I have said that grace put Paul into the position of Christ given up to the Gentiles by the hatred of the Jews. It was a great favour. The difference-besides the infinite love of the Lord who gave Himself up-was that Jesus was there in His true place before God. He had come to the Jews: that He should be delivered up was the crowning act of His devotedness and His service. It was in fact the offering Himself by the eternal Spirit. It was the sphere of His service as sent of God. Paul re-entered it: the energy of the Holy Ghost had placed him outside-"Delivering thee," said the Lord, "from the people and from the Gentiles, to whom I now send thee to open their eyes," etc. (Acts 26:17). Jesus had taken him out from them both, to exercise a ministry that united the two in one body in Christ in heaven who had thus sent him. In his service Paul knew no one after the flesh; in Christ Jesus there was neither Jew nor Greek.

Let us resume his history. He is warned by the Holy Ghost not to go up (chap. 21:4). Nevertheless he continues his journey to Caesarea. A prophet named Agabus comes down from Judea, and announces that Paul shall be bound and given up to the Gentiles. It might be said that this did not forbid his going. It is true; yet, coming after the other, it strengthened the warning already given. When he walked in the liberty of the Spirit, warned of danger, he fled from it, while braving every peril if the testimony required it. At Ephesus he allowed himself to be persuaded not to go into the theatre.

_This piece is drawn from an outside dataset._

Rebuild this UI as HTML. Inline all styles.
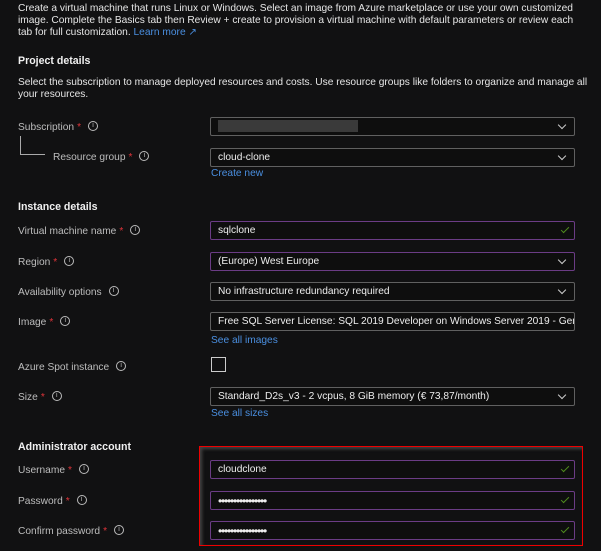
<!DOCTYPE html>
<html><head><style>
body{margin:0;width:601px;height:551px;background:#111112;font-family:"Liberation Sans",sans-serif;font-size:10.2px;color:#e6e6e6;position:relative;overflow:hidden}
.a{position:absolute;white-space:nowrap}
.t{left:18px;line-height:12px}
h{font-weight:bold;font-size:10.6px;color:#f0f0f0}
.l{left:18px;color:#bdbdbd;line-height:12px;margin-top:1px}
.l s{text-decoration:none;color:#e0343a;margin-left:3px}
.i{display:inline-block;width:8px;height:8px;border:1px solid #bbb;border-radius:50%;font-size:7px;line-height:8px;text-align:center;margin-left:7px;vertical-align:middle;position:relative;top:-1px;color:#bbb}
.f{left:210px;height:17px;border:1px solid #606060;border-radius:2px;background:#0e0e0e;line-height:18px;padding-left:7px;width:356px;color:#eee}
.p{border-color:#6b3c85}
.c:after{content:"";position:absolute;right:9px;top:4px;width:5px;height:5px;border-right:1px solid #ccc;border-bottom:1px solid #ccc;transform:rotate(45deg)}
.k:after{content:"";position:absolute;right:7px;top:3px;width:3px;height:7px;border-right:1px solid #4f8a1e;border-bottom:1px solid #4f8a1e;transform:rotate(45deg)}
.lk{color:#4a8fe0}
.d{font-size:12px;letter-spacing:-1.2px}
</style></head><body>
<div class="a t" style="top:3px">Create a virtual machine that runs Linux or Windows. Select an image from Azure marketplace or use your own customized<br>image. Complete the Basics tab then Review + create to provision a virtual machine with default parameters or review each<br>tab for full customization. <span class="lk">Learn more ↗</span></div>
<div class="a t" style="top:55px"><h>Project details</h></div>
<div class="a t" style="top:77px">Select the subscription to manage deployed resources and costs. Use resource groups like folders to organize and manage all<br>your resources.</div>
<div class="a l" style="top:121px">Subscription<s>*</s><span class="i">i</span></div>
<div class="a" style="left:20px;top:136px;width:24px;height:18px;border-left:1px solid #aaa;border-bottom:1px solid #aaa"></div>
<div class="a l" style="left:53px;top:151px">Resource group<s>*</s><span class="i">i</span></div>
<div class="a f c" style="top:117px"><span style="display:inline-block;width:140px;height:12px;background:#3a3a3a;vertical-align:middle"></span></div>
<div class="a f c" style="top:148px">cloud-clone</div>
<div class="a lk" style="left:211px;top:168px">Create new</div>
<div class="a t" style="top:201px"><h>Instance details</h></div>
<div class="a l" style="top:225px">Virtual machine name<s>*</s><span class="i">i</span></div>
<div class="a f p k" style="top:221px">sqlclone</div>
<div class="a l" style="top:256px">Region<s>*</s><span class="i">i</span></div>
<div class="a f p c" style="top:252px">(Europe) West Europe</div>
<div class="a l" style="top:286px">Availability options<span class="i">i</span></div>
<div class="a f c" style="top:282px">No infrastructure redundancy required</div>
<div class="a l" style="top:316px">Image<s>*</s><span class="i">i</span></div>
<div class="a f" style="top:312px;overflow:hidden">Free SQL Server License: SQL 2019 Developer on Windows Server 2019 - Gen1</div>
<div class="a lk" style="left:211px;top:335px">See all images</div>
<div class="a l" style="top:361px">Azure Spot instance<span class="i">i</span></div>
<div class="a" style="left:211px;top:357px;width:13px;height:13px;border:1px solid #ccc"></div>
<div class="a l" style="top:391px">Size<s>*</s><span class="i">i</span></div>
<div class="a f c" style="top:387px">Standard_D2s_v3 - 2 vcpus, 8 GiB memory (€ 73,87/month)</div>
<div class="a lk" style="left:211px;top:408px">See all sizes</div>
<div class="a t" style="top:441px"><h>Administrator account</h></div>
<div class="a" style="left:199px;top:446px;width:382px;height:98px;border:1px solid #e00;box-shadow:inset 2px 2px 3px #444"></div>
<div class="a l" style="top:464px">Username<s>*</s><span class="i">i</span></div>
<div class="a f p k" style="top:460px">cloudclone</div>
<div class="a l" style="top:495px">Password<s>*</s><span class="i">i</span></div>
<div class="a f p k d" style="top:491px">••••••••••••••••</div>
<div class="a l" style="top:525px">Confirm password<s>*</s><span class="i">i</span></div>
<div class="a f p k d" style="top:521px">••••••••••••••••</div>
</body></html>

The Holy Ghost does not usually warn of danger. He leads in the path of the Lord, and if persecution comes, He gives strength to endure it. Here Paul was continually warned. His friends entreat him not to go up. He will not be persuaded. They hold their peace, little satisfied, saying, "The will of the Lord be done." And, I doubt not, it was His will, but for the accomplishment of purposes that Paul knew not by the intelligence given of the Holy Ghost. Only he felt pressed in spirit to go, and ready to suffer all things for the Lord.